I can’t say this was a random sample. I can’t say these results are statistically valid. But indeed they are, actually, they include 55 of the largest corporations in the UK. And we chose them by sector so we identified ten sectors and took five. We added government websites and publication sites and so on. Just so we felt we got a reasonable coverage across the sectors. And created the list, got some of our staff to spend time looking at websites. Some of these websites were huge. And what we were looking for is the presence of cookies. Do these websites actually use cookies? And not just cookies, but tags and imbedded JavaScript as well as other devices. Trackers – we were looking for trackers as well.

We looked for the presence of Terms and Conditions, Privacy Policies, anything that would help a user to understand what this website was doing to them. Were they depositing cookies that collected information? Were they installing trackers to feed information to Google Analytics and the others? That required a lot of eyeballs. That’s not something you can set a machine to go and do for you. So we actually had people reading those documents.

And then we looked for the presence of some kind of consent mechanism of the type that has been talked about in the press for the last year or so. And we analyzed the results. And the results are: We found one website that truly requested user consent to deposit cookies. We had two websites stating that in their privacy policy that they would be compliant by the 26th and only ten out of 55 that actually use no cookies and trackers. So, we said that’s 95% non-compliance.

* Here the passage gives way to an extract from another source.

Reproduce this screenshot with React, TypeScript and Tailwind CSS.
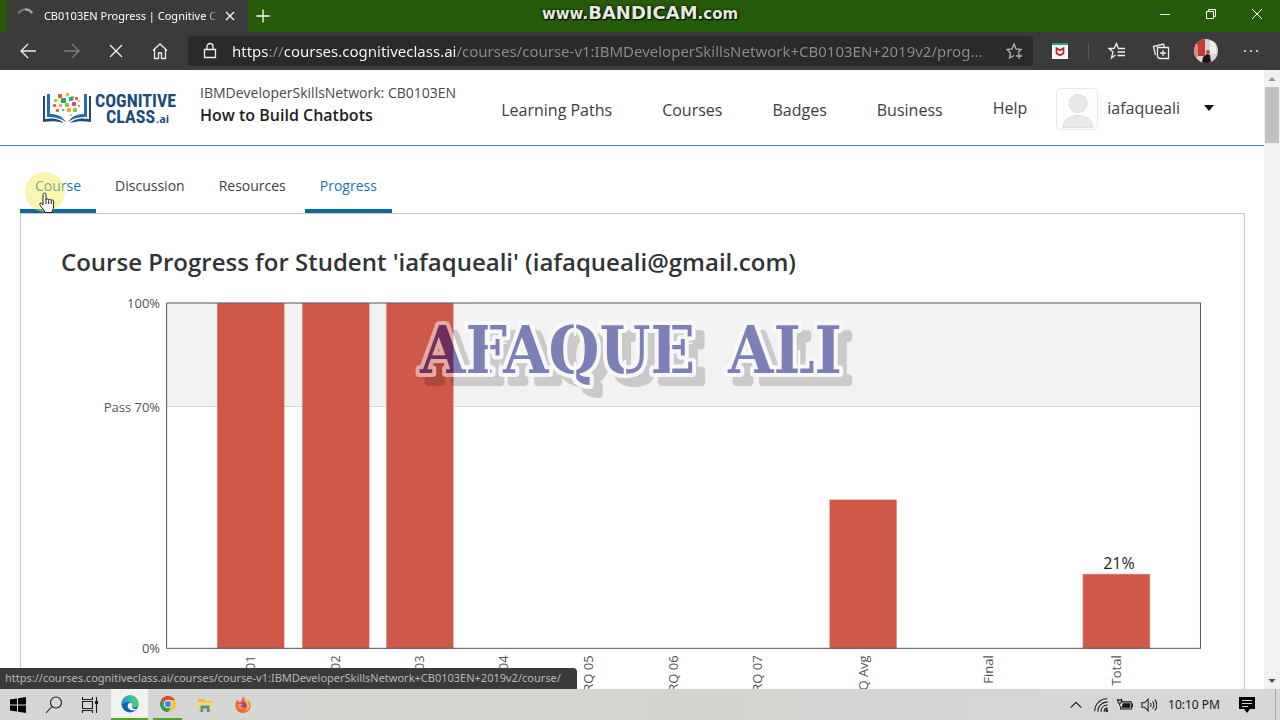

We didn’t take into account the “Continue the Journey” consent mechanism, that may well exist on some. But indeed, that’s the result. Those results got a lot of press. And we’re planning to rerun that next Monday and Tuesday and I expect we’ll be putting out another press statement towards next weekend. So why did we do that? Well, our clients keep asking us what they should be doing. More importantly, our clients ask us, “What are my peers doing? What is my competition doing? What does the regulator expect us to do?” And not just UK regulators, because the organizations that we deal with mostly are multinational. They operate globally. They certainly operate across all of Europe.

And we also help organizations based outside of the EU but want to trade in the EU and sell via websites to the European Union. So they want to know what’s the standard, what is it that I should be looking to achieve, and how do I do that? Do I have to do things on first-party cookies? I can control those. I know those. What do I do about third-parties? Trackers? Adobe? And the Google trackers?

Which websites does this apply to? Corporate website? Kpmg.com certainly. The affiliates, people we do partner with, we do business with. Does that mean if we work with a site do we have to worry about what is on their site? HR services. I’m an employee of a global organization. Does KPMG need my consent to process my personal information that it outsources to my pension provider? Probably not.

The debate is endless in large organizations.